Book series by Robin Cook

The Jack Stapleton and Laurie Montgomery series is an ongoing series of New York Times Bestselling medical thrillers by Robin Cook that follows pathologist Jack Stapleton and his co-worker (and later wife) Laurie Montgomery as they attempt to solve the various mysteries that come across their path.

==Synopsis==
The series follows Jack Stapleton, a medical examiner and pathologist who spends most of his free time focusing on various medical cases in order to avoid having to think about the deaths of his wife and children. He teams up with his co-worker and fellow pathologist Laurie Montgomery in order to solve various crimes, with the two eventually falling in love and marrying.
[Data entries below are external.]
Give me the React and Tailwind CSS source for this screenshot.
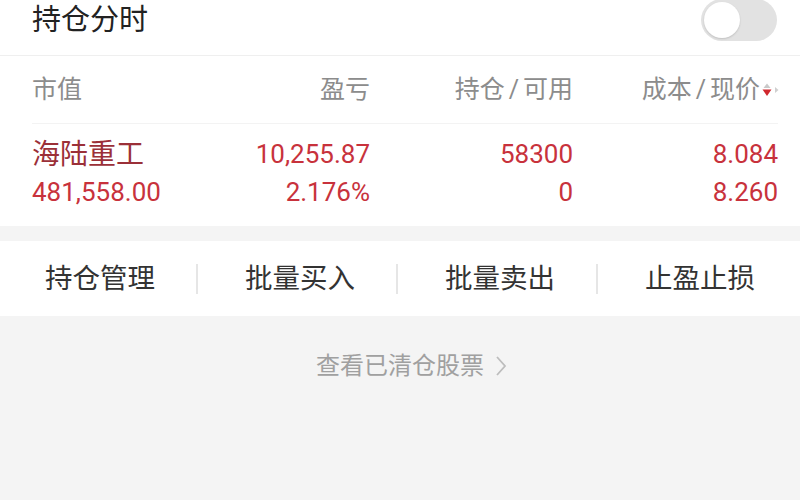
import React from 'react';

const font = { fontFamily: '"Roboto", "Noto Sans CJK SC", sans-serif' };

const SortIcon = () => (
    <svg width="18" height="18" viewBox="0 0 18 18" className="ml-[2px] mr-[-2px]">
        <path d="M1.5 7 L5 2.5 L8.5 7 Z" fill="#c9c9c9" />
        <path d="M0.5 8.5 L9.5 8.5 L5 15 Z" fill="#d0282e" />
        <path d="M13 6 L16.5 9 L13 12 Z" fill="#cfcfcf" />
    </svg>
);

const Slash = () => <span className="mx-[4px]">/</span>;

const Row = ({ cells, className = '' }) => (
    <div className={`grid grid-cols-[135px_203px_203px_1fr] ${className}`}>
        {cells.map((c, i) => (
            <div key={i} className={i === 0 ? 'text-left whitespace-nowrap' : 'text-right whitespace-nowrap'}>{c}</div>
        ))}
    </div>
);

export default function App() {
    const actions = ['持仓管理', '批量买入', '批量卖出', '止盈止损'];

    return (
        <div className="w-[800px] h-[500px] overflow-hidden bg-[#f4f4f4]" style={font}>
            {/* header */}
            <div className="bg-white">
                <div className="flex items-center justify-between pl-[32px] pr-[23px] h-[40px]">
                    <span className="text-[29px] text-[#222] leading-none">持仓分时</span>
                    <div className="w-[76px] h-[42px] rounded-full bg-[#e2e2e2] p-[3px] flex items-center">
                        <div className="w-[36px] h-[36px] rounded-full bg-white shadow-[0_1px_2px_rgba(0,0,0,0.15)]"></div>
                    </div>
                </div>
                <div className="h-[16px] border-b border-[#efefef]"></div>
            </div>

            {/* positions */}
            <div className="bg-white pl-[32px] pr-[22px]">
                <Row
                    className="h-[68px] items-center text-[25px] text-[#8c8c8c] border-b border-[#f3f3f3]"
                    cells={[
                        '市值',
                        '盈亏',
                        <span>持仓<Slash />可用</span>,
                        <span className="inline-flex items-center">成本<Slash />现价<SortIcon /></span>,
                    ]}
                />
                <div className="pt-[12px] pb-[15px] text-[26px] text-[#c8323c] leading-[37px]">
                    <Row cells={[<span className="text-[#9b3038] text-[28px]">海陆重工</span>, '10,255.87', '58300', '8.084']} />
                    <Row cells={['481,558.00', '2.176%', '0', '8.260']} />
                </div>
            </div>

            {/* actions */}
            <div className="mt-[15px] bg-white h-[75px] grid grid-cols-4 items-center">
                {actions.map((a, i) => (
                    <div key={a} className="relative flex items-center justify-center h-full text-[27.5px] text-[#333]">
                        {a}
                        {i < 3 && <div className="absolute right-[2px] top-[23px] w-[2px] h-[30px] bg-[#e6e6e6]"></div>}
                    </div>
                ))}
            </div>

            <div className="flex items-center justify-center pt-[32px] pl-[24px] text-[24px] text-[#a0a0a0]">
                <span>查看已清仓股票</span>
                <svg width="14" height="24" viewBox="0 0 14 24" className="ml-[10px]">
                    <path d="M3 3 L11 12 L3 21" fill="none" stroke="#bdbdbd" strokeWidth="1.8" />
                </svg>
            </div>
        </div>
    );
}
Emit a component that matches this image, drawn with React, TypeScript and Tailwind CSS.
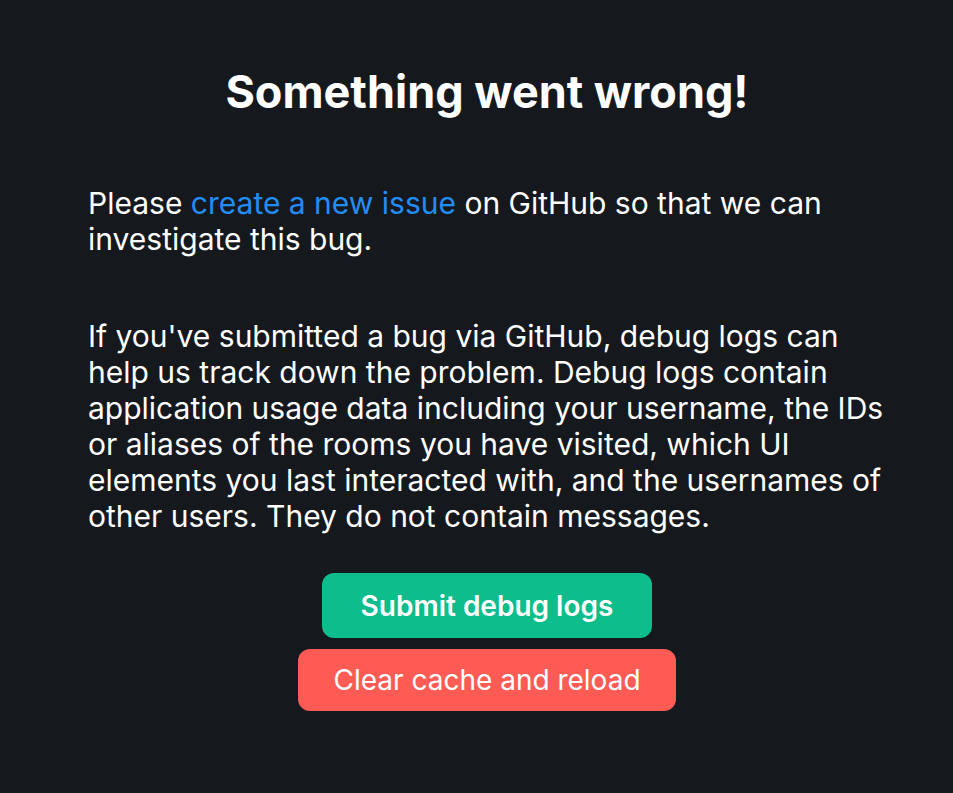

Laurie was earlier in a relationship with Lou Soldano, a police officer and Jack and Laurie's mutual friend.

==Bibliography==
1. Blindsight (1992)
2. Contagion (1995)
3. Chromosome 6 (1997)
4. Vector (1999)
5. Marker (2005)
6. Crisis (2006)
7. Critical (2008)
8. Foreign Body (2009)
9. Intervention (2009)
10. Cure (2010)
11. Pandemic (2018)
12. Genesis (2019)
13. Night Shift (2022)
14. Manner of Death (2023)

==Reception==
Critical reception for the series as a whole has been mixed to positive, with later novels receiving mixed reviews from critics. Sales for the series have been good, with several of the novels placing on The New York Times Best Seller lists.

==Television series==
In 1999 Cook announced that he was in talks with Jerry Bruckheimer to create a television series centered on the novels. No further information has been given about a potential series adaptation since that time.